Pre-employment checks – a convergence of privacy and employment issues

20 Feb 2020
Author: Anna Jackman
 
The Employment Relations Authority[1] and Human Rights Review Tribunal[2] have given clear guidance about the importance of ensuring that pre-employment checks are undertaken prior to certain terms being agreed between the parties (or there being notification that employment offers are contingent on those checks), and that those checks are also made in accordance with privacy laws.

The facts
Dana Gin-Cowan was employed at Katui Early Childhood Learning Centre (“Katui”) between May 2010 and February 2015.

On 4 February 2015, following meeting with a number of key people at Waatea Early Childhood Centre (operated by Te Whare Wananga O Muma Limited (“Muma”)) over 3 and 4 February 2015, she signed an Employment Agreement for a new role working with Muma.

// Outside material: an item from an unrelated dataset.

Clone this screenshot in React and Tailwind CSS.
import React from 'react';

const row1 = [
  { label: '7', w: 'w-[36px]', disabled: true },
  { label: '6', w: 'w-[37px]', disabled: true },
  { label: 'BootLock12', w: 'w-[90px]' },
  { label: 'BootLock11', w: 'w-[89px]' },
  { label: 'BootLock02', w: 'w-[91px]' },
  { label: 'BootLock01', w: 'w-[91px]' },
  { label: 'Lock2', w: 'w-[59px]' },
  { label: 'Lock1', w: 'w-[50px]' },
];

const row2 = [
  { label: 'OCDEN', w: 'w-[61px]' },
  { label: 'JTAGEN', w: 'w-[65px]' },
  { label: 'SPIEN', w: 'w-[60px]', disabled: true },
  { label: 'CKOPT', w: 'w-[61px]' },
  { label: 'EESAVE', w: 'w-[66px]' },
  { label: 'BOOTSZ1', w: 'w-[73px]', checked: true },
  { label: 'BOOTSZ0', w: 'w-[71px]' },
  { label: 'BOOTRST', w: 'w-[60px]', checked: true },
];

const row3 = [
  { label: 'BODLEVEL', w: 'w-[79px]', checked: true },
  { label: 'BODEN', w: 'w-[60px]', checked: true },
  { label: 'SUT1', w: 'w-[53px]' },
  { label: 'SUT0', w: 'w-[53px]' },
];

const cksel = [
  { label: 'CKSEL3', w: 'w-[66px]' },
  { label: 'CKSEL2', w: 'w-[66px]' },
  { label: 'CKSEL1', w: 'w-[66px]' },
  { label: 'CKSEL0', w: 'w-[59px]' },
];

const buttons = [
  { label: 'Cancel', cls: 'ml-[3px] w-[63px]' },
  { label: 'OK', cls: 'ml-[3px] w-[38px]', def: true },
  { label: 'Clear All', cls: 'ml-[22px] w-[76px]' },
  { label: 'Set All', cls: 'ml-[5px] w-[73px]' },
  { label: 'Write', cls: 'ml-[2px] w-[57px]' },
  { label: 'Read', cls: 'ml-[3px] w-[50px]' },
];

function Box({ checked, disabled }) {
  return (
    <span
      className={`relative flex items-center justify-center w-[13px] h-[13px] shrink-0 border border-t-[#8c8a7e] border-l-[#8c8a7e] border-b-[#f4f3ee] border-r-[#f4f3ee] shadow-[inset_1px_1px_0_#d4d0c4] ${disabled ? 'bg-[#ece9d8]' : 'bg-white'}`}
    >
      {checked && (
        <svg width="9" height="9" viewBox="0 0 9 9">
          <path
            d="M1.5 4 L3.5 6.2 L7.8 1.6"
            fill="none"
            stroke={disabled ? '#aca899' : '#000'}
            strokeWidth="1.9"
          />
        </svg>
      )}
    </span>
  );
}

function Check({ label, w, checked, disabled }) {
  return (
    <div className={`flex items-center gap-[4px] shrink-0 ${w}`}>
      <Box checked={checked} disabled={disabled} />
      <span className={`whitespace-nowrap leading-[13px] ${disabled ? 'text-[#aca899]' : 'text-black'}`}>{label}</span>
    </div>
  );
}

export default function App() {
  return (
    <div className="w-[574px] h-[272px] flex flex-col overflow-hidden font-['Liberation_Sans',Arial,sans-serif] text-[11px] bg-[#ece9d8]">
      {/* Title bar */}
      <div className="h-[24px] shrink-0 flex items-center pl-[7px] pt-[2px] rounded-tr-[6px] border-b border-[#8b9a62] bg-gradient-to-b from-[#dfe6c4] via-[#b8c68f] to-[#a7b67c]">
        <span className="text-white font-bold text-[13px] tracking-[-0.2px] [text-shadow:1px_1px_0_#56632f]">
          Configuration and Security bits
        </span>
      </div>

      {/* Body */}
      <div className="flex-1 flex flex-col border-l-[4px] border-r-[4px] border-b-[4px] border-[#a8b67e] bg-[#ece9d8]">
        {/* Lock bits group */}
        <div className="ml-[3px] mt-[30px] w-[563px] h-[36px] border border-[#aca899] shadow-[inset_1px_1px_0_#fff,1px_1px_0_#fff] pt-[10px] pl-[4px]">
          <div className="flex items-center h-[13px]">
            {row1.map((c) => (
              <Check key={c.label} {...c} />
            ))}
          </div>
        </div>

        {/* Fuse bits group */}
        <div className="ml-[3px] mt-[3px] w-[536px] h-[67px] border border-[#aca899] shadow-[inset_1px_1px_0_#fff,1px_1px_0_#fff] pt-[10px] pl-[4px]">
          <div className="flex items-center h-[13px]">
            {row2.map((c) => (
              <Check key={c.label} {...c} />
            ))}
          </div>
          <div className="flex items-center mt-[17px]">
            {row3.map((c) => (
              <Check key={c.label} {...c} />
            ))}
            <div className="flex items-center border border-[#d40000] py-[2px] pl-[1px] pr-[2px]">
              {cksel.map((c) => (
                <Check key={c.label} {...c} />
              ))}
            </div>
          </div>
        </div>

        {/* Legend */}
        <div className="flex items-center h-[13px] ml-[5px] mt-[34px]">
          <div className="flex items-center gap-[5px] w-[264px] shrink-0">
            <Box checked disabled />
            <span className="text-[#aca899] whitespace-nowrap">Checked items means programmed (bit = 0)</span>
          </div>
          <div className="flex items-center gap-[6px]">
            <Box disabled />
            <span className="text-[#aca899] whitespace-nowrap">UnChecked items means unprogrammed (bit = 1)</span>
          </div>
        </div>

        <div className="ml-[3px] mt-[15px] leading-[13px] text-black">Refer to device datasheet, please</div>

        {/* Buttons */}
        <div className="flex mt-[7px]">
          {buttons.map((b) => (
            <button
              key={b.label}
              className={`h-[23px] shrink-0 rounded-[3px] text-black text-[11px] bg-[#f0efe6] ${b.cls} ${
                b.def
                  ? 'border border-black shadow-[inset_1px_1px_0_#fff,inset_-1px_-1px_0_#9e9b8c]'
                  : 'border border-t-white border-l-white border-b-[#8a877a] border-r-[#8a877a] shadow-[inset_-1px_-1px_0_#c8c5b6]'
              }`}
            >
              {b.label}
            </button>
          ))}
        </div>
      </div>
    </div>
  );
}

On 5 February 2015, she resigned her position at Katui. The Employment Agreement was not contingent on pre-employment checks being undertaken by Muma and contained a clause which stated that the Employment Agreement “is the complete agreement and replaces all previous written or oral agreements or understandings”.

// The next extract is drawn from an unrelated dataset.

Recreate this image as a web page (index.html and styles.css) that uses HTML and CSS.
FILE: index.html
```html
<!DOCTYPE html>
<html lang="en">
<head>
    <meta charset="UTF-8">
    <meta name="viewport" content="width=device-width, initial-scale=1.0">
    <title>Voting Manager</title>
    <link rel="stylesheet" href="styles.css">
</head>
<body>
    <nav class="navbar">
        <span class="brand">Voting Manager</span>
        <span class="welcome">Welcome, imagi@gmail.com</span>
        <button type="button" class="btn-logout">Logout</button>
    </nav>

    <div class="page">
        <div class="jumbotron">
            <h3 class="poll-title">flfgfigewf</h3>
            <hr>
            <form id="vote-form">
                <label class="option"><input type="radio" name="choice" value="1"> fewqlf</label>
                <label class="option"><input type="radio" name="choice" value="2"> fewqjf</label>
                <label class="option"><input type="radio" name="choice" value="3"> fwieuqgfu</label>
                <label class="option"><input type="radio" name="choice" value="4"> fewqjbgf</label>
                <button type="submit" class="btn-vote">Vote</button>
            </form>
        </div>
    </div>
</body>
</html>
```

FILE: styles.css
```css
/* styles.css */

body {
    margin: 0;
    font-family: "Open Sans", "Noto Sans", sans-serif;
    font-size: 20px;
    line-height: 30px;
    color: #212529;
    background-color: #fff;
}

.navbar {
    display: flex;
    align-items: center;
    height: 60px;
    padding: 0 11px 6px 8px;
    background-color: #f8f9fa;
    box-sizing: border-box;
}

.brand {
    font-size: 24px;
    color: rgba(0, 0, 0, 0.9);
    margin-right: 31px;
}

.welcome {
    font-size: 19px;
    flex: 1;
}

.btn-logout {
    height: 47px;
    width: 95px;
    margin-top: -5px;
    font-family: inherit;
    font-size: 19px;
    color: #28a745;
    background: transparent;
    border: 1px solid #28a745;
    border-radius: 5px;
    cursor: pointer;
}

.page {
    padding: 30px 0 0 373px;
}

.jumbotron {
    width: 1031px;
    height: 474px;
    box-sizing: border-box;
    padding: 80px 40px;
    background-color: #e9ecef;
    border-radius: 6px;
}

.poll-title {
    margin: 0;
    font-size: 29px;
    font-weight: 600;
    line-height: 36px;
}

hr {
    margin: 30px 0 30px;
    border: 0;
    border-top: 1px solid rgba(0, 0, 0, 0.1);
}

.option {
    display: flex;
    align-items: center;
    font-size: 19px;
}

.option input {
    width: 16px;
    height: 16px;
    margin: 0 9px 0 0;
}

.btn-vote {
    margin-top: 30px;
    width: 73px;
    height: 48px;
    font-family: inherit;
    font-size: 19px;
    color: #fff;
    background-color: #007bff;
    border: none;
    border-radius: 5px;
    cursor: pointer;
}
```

On 8 February 2015, Ms Gin-Cowan was asked to provide a copy of her C.V. That C.V included referee details for an employee (Ms Tahere) of Katui. The telephone number that was provided was the office number for Katui. A representative from Muma called the number and asked to speak to Ms Tahere. Ms Tahere was not available, so the representative spoke to another employee, and asked whether she would provide a reference for Ms Gin-Cowan. The employee replied that she would not provide a reference and volunteered that she and Ms Gin-Cowan did not get on. When asked whether she would re-employ Ms Gin-Cowan, she said she would not. That employee then provided details of the directors of Katui for the representative of Muma to call. Although there is some dispute about what was said during that phone call, it was apparent that the comments were unfavourable.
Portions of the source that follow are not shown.